## THE TASK:
Everything from the line with "Write the React, TypeScript" through the line with "type Line = [string, string, string, string];", inclusive, should be repeated exactly, except the pictures.

## EXTRACTED MATERIAL:
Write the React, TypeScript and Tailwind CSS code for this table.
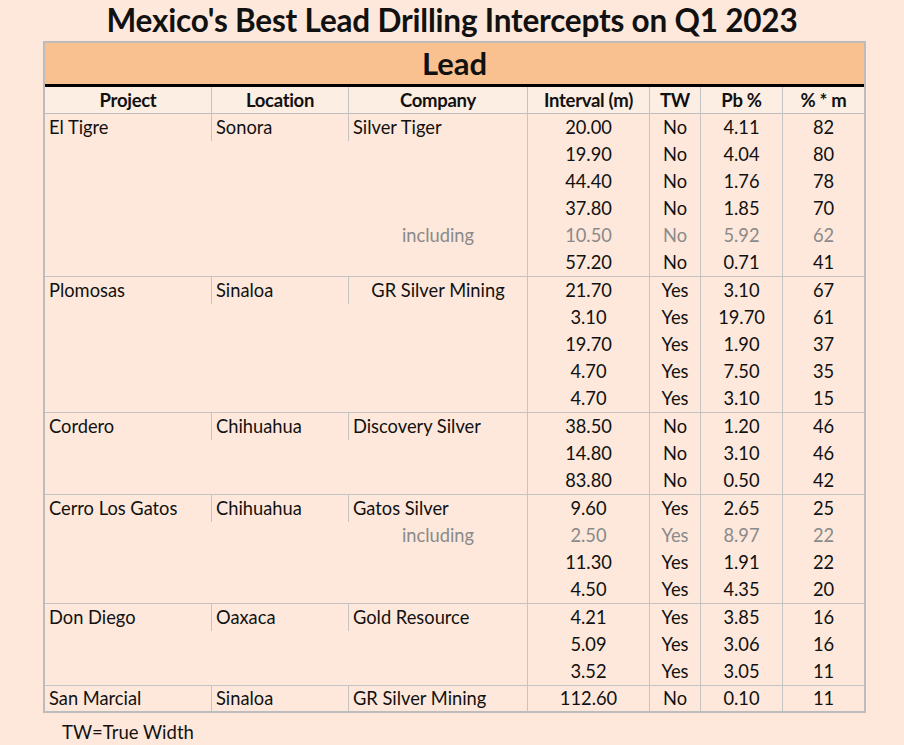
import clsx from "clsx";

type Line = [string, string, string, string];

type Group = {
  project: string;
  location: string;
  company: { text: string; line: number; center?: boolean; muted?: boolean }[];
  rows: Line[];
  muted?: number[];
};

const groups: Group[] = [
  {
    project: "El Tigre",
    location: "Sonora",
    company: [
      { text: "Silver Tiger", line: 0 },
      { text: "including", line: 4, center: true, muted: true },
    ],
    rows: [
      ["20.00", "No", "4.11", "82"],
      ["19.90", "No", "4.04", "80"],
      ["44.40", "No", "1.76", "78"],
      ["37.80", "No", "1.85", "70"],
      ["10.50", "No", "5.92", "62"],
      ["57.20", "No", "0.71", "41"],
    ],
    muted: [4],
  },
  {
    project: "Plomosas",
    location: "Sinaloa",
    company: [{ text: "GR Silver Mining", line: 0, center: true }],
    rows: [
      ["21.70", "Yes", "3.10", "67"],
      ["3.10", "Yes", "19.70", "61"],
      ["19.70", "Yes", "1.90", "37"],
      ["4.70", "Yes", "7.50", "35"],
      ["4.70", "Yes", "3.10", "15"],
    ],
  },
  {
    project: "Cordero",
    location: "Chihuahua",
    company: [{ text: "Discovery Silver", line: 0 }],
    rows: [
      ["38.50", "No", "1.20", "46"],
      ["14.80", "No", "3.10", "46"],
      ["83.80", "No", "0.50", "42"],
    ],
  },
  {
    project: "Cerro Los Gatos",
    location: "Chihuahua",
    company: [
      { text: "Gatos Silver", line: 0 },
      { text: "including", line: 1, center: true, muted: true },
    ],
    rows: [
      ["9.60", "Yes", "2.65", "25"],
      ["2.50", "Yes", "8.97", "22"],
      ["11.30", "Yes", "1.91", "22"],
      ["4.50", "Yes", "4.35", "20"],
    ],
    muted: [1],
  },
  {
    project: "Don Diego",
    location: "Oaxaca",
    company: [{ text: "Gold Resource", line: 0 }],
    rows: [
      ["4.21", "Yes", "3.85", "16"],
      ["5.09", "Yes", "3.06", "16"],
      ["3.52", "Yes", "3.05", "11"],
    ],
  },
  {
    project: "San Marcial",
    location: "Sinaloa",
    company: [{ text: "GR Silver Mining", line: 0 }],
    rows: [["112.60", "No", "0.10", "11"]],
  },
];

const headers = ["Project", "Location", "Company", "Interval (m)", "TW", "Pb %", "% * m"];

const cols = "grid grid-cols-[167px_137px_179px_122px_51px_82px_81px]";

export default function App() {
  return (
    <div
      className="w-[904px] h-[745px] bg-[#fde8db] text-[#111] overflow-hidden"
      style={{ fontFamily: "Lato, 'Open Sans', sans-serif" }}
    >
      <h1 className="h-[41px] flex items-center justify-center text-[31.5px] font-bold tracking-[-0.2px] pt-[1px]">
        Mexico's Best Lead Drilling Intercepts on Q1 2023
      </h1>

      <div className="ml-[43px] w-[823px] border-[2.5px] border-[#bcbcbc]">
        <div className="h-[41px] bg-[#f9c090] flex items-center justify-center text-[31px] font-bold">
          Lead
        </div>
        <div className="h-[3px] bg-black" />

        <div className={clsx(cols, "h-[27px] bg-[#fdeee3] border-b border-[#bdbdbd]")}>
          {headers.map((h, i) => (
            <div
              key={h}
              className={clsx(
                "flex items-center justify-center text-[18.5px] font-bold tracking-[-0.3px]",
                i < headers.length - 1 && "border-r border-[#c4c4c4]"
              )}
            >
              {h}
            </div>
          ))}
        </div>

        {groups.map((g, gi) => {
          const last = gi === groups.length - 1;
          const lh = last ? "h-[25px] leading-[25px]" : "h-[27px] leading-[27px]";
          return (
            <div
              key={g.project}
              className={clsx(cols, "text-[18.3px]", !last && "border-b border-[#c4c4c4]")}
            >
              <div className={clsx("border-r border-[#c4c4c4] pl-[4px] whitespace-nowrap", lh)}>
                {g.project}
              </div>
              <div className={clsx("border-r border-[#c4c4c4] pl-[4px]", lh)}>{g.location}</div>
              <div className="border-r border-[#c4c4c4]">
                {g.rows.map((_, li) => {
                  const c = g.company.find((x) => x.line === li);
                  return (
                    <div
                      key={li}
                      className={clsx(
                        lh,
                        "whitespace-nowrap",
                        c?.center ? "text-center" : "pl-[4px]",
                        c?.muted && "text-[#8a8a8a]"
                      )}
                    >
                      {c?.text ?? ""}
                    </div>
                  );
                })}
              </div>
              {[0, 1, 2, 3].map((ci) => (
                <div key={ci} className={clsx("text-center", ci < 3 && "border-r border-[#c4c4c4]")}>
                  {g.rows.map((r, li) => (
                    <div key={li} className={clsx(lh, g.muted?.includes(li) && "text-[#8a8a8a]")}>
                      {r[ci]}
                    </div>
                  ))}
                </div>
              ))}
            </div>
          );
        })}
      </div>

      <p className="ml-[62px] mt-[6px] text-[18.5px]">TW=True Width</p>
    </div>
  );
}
* * *
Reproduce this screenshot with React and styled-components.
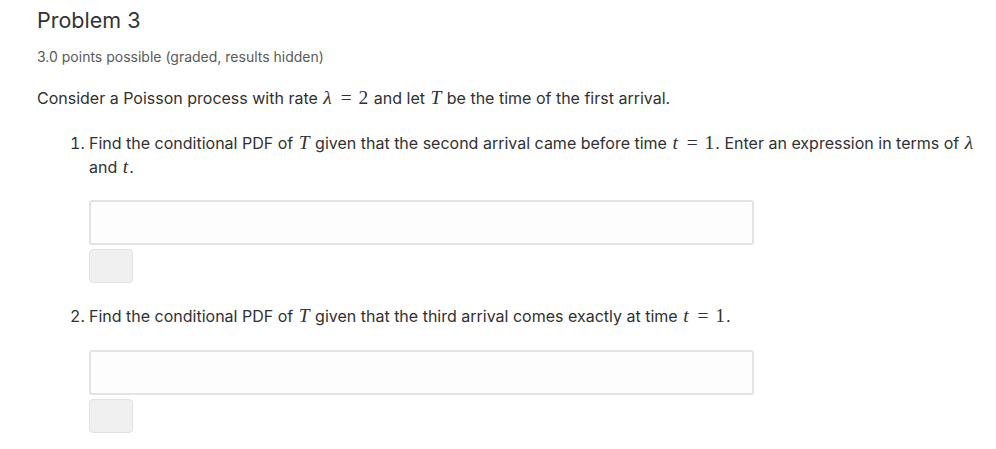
...
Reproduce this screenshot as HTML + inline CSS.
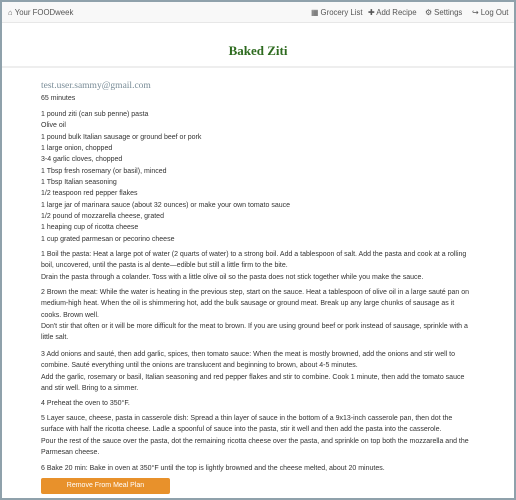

## SOLUTION TO THE PROBLEM:
Write the React, TypeScript and Tailwind CSS code for this table.
import clsx from "clsx";

type Line = [string, string, string, string];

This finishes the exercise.